There's nothing harmful about these endpoints right now. They are experiencing the same behavior from the day they deployed on 5.0. If they upgrade to 5.1.0 with a change like this, you're breaking them. Why? What good does that do? There's good reason breaking changes are reserved for major versions. Most of the software world understands this.

@kimchy
Copy link
Member

kimchy commented Nov 8, 2016

the fact we can now strictly parse parameters is a huge improvement to users, since it allows us to be properly consistent and predictable with our APIs. Something, as anything with writing software, I personally wish I should have done with the get go.

On the other hand, I do appreciate the implications when it comes to backward comp. I would like to hear how you use it, to make sure it is not broken already, and actually, this fix causes things to be fixed? Our goal it not to break backward comp. but I want to understand and appreciate the balance between wrong invocation of API due to mis-design on end that gets fixed, vs. really breaking correct existing behavior? @NickCraver can you share more info?

@kimchy
Copy link
Member

kimchy commented Nov 8, 2016

hey @NickCraver , looking into it, we did make a braking change, and made ?all a breaking change from 5.0.0 forward, we just missed the documentation aspect, which we fixed. Strict URL parsing is important for resiliency in our codebase, so regardless, you would need to change 5.x code to support it.

I view strict URL parsing important, and regardless of the docs, which we missed, and I apologize for that, the code still rejects the ?all flag, from 5.0.0 onwards, which is good. And any monitoring tool working against 5.x versions need to adjust to it.
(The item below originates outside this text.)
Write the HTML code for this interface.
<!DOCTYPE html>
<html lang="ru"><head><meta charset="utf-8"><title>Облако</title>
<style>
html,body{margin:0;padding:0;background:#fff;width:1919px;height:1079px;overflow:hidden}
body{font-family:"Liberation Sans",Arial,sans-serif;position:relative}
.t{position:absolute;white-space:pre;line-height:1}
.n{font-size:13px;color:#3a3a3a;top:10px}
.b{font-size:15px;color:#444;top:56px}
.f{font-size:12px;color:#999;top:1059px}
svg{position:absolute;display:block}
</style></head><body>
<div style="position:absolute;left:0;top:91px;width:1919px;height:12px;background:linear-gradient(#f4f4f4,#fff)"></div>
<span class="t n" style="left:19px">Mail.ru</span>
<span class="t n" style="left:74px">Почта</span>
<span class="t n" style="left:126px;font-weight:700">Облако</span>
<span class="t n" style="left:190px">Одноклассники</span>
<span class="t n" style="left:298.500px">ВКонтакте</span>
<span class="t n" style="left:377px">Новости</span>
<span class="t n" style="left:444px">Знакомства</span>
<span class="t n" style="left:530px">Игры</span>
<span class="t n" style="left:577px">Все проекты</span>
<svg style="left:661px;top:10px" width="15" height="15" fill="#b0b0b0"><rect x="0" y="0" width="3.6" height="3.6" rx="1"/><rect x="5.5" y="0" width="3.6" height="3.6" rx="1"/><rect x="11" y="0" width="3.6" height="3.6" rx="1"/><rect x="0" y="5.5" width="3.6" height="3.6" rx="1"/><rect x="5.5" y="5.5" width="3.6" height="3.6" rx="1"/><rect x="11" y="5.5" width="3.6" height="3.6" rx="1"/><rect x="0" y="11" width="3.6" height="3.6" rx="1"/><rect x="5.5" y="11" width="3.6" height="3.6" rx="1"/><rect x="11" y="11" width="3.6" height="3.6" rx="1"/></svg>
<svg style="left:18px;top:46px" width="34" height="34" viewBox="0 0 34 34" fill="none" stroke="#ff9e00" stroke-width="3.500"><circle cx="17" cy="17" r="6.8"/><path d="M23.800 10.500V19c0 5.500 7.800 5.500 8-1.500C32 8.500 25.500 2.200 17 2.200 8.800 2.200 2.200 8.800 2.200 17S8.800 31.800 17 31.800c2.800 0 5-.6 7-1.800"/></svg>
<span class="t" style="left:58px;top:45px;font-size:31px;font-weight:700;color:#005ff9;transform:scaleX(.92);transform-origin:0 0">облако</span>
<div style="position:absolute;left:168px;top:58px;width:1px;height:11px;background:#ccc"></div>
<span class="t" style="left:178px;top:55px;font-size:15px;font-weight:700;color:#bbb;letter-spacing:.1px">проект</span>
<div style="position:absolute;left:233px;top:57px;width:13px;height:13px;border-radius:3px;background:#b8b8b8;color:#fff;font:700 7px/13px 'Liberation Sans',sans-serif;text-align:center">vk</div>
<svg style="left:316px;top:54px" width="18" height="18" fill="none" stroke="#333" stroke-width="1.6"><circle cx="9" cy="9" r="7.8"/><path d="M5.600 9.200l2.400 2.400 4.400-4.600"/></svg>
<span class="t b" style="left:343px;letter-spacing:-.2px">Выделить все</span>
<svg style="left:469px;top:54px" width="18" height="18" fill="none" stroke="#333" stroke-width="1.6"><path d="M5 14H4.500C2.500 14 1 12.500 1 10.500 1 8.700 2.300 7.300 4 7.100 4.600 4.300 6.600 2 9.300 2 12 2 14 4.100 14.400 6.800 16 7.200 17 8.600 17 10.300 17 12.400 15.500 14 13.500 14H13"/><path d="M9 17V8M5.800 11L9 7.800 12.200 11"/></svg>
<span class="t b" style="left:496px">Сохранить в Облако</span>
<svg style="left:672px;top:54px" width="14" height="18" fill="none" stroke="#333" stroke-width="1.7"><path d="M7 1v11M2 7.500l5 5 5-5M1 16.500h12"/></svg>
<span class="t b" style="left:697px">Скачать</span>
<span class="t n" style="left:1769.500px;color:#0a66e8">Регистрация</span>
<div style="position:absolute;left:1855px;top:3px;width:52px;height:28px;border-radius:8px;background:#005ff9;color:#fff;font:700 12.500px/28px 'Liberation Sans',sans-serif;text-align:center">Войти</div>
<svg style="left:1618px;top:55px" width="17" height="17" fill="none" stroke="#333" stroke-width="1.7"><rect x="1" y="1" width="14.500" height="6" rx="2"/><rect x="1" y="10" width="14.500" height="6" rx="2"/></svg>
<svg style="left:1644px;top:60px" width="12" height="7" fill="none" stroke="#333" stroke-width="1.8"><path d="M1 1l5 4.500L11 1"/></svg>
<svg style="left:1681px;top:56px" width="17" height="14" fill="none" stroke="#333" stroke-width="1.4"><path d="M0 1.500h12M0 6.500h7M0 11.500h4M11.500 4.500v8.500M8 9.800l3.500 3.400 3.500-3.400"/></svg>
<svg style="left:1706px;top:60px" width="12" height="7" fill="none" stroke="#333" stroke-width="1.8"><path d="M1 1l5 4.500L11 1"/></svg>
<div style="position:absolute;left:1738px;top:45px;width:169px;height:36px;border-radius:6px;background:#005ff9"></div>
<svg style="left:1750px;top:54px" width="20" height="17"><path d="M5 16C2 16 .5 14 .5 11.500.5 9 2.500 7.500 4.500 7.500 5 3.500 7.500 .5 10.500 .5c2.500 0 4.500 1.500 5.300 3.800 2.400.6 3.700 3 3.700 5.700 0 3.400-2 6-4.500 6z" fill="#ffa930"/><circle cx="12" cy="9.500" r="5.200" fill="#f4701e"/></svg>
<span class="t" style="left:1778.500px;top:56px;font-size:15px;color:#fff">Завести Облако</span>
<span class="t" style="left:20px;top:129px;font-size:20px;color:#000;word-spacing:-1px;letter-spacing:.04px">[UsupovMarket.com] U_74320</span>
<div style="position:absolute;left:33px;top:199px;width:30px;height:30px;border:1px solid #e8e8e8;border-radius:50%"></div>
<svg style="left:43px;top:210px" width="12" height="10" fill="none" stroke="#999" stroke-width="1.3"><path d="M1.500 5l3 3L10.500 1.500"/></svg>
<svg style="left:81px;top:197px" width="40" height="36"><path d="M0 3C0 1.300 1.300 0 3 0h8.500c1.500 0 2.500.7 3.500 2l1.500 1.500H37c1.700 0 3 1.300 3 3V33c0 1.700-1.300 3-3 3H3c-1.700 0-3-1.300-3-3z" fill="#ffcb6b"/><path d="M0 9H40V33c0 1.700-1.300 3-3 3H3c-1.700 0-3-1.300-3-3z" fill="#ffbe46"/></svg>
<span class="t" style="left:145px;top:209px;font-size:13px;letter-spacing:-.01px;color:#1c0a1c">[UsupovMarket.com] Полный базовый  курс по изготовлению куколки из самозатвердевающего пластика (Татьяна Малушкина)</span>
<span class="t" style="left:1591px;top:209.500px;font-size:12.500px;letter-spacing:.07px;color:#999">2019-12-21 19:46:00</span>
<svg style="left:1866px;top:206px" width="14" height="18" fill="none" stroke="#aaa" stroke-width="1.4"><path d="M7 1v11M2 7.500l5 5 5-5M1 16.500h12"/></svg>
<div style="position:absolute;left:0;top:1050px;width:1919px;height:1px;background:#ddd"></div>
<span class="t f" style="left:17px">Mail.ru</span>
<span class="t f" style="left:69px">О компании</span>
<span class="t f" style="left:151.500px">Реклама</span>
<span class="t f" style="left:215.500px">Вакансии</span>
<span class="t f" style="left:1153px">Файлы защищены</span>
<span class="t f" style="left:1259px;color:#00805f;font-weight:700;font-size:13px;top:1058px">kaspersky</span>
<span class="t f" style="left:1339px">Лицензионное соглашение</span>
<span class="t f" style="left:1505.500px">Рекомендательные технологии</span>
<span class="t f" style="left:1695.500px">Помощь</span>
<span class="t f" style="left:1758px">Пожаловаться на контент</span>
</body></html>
p.s. I am on a EU TZ, so can't respond soonish moving forward, please don't view me being in-responsives as a non comment.

@NickCraver
Copy link
Author

@kimchy So context here: there is no functionality fix here, the documentation was retroactively changed to "fix" a breaking change. That breaking change was in a major release (good thing), though IMO unnecessary (distinct issue). It should be added to breaking change docs regardless. There's now another change proposed in #21417 that's breaking not in a major version change (bad). That's an issue in itself, and just bad behavior for any project.
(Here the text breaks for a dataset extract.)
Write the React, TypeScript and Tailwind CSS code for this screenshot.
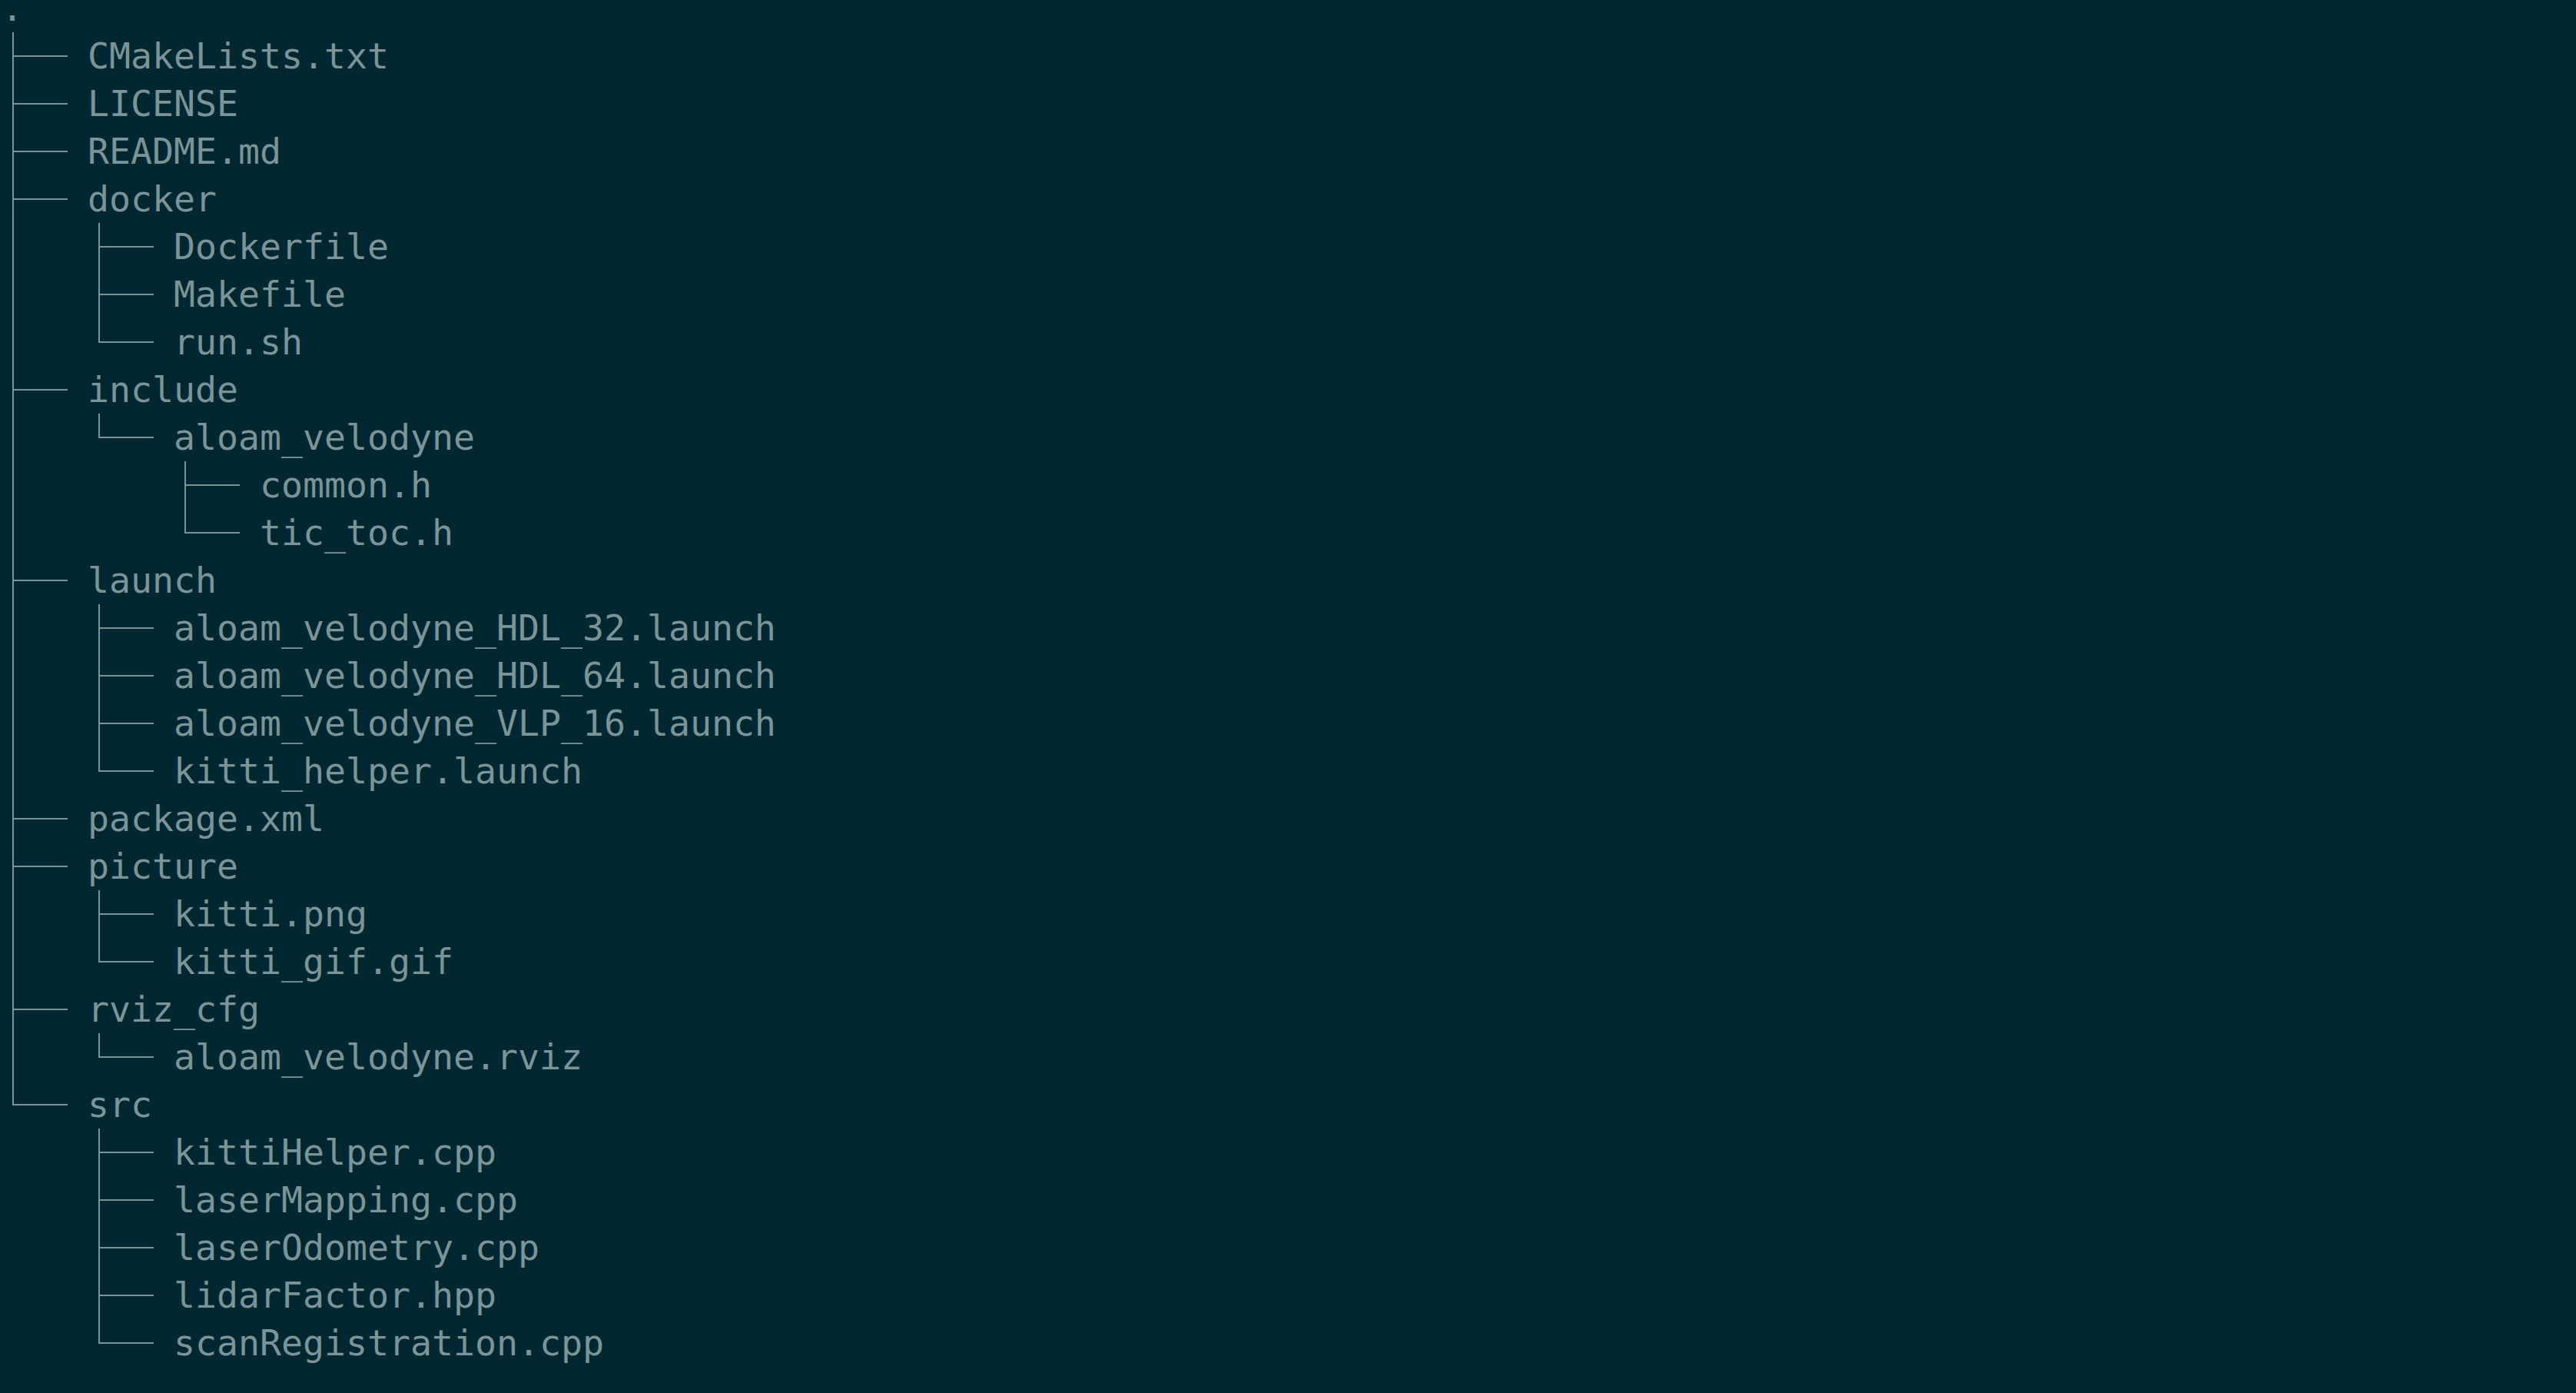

The documentation fix is appreciated, but what are we fixing here? The strict parameter parsing is good, but would adding this as a recognized parameter and maintaining behavior be a bad thing? Then when a monitoring system hits these routes, it's not version switched per version. When things like this break, I'm not only fixing our monitoring system (both Bosun and Opserver), everyone else is also doing this. And that's bad, because this break wasn't really necessary.

No one's asking that we revert strict parameter parsing, the ask if much smaller in scope: recognize this parameter. It was allowed and documented to be allowed past the 5.x release (the live docs still have it).
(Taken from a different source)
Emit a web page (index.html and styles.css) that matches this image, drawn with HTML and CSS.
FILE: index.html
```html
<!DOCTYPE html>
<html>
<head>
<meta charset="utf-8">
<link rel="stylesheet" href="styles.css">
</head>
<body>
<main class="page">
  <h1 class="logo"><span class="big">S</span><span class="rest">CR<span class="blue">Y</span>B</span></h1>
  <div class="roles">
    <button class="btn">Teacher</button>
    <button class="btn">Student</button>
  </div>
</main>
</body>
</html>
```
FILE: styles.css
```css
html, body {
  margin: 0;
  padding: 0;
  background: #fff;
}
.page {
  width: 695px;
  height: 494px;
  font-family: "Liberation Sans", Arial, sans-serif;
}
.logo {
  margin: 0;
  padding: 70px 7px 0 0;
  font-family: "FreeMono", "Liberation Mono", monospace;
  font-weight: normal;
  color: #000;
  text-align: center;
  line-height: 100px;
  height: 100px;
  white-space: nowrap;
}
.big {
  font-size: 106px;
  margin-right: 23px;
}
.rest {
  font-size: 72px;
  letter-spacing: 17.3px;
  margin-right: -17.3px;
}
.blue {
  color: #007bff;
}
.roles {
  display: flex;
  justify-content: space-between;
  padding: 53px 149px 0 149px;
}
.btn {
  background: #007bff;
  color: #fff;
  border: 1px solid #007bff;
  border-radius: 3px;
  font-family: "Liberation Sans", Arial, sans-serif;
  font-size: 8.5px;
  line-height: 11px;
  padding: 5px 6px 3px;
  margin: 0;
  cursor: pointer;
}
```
More globally, the monitoring APIs in general are the thing most likely to need many-version support at once. Any changes that aren't really necessary here are painful, multiplied by the number of systems hitting them. As a user, what's the benefit here? How many lines of code would it take in elasticsearch to make this work? The current version would need to just ignore it. Is that a big ask? What's happening right now is we've gone from a route that worked fine to throwing a 400, for...what? How much code did we save? Was it worth the pain caused to users?

This is broken. There's no fix for it. Users are on 5.0.0 and I have to support them. The ship has sailed and either monitoring systems specifically don't support this exact version (if the behavior did go back), or we already have to have this fork in our code. For probably a decade.

But what's the bigger issue here? Breaking changes are proposed for a 5.1.0 or (even worse) a 5.0.x in #21417 is very bad. These should absolutely not be allowed. If I have no idea if my stuff will break in the most minor of releases, then I won't upgrade. That's bad for everyone. There are really good reasons that semantic versioning exists and this is a primary example. Please, don't let this happen. Elastic has to take breaking changes seriously if they want people to be on a version anywhere near current. If users can't trust an upgrade, then they won't. Things like this (if deployed) destroy such trust, instead of building it.

I honestly have no idea if Elastic (in general) strives to maintain semantic versioning, but even if that's not the case, can we at least get on the same page with breaking changes? As a developer and a sysadmin, I'm telling you: this is extremely important.

@jasontedor
Copy link
Member

I also backported the docs fixes to 2.4 via a025c9c and 1.7 via 6d95de2.

@kimchy
Copy link
Member

kimchy commented Nov 8, 2016

@NickCraver I think we crossed responses, based on my understanding, 5.0.0 is not a unique version from a code perspective, we just missed docs. If it was a unique version from a code behavior perspective, I 1000% agree with you. But it is not. From 5.0.0 onwards, ?all will get rejected.

@NickCraver
Copy link
Author

NickCraver commented Nov 8, 2016

@kimchy Are you only seeing one of the two issues here? #21417 is not about ?all. It's another breaking change, pitched for both a minor or even a "bugfix" release.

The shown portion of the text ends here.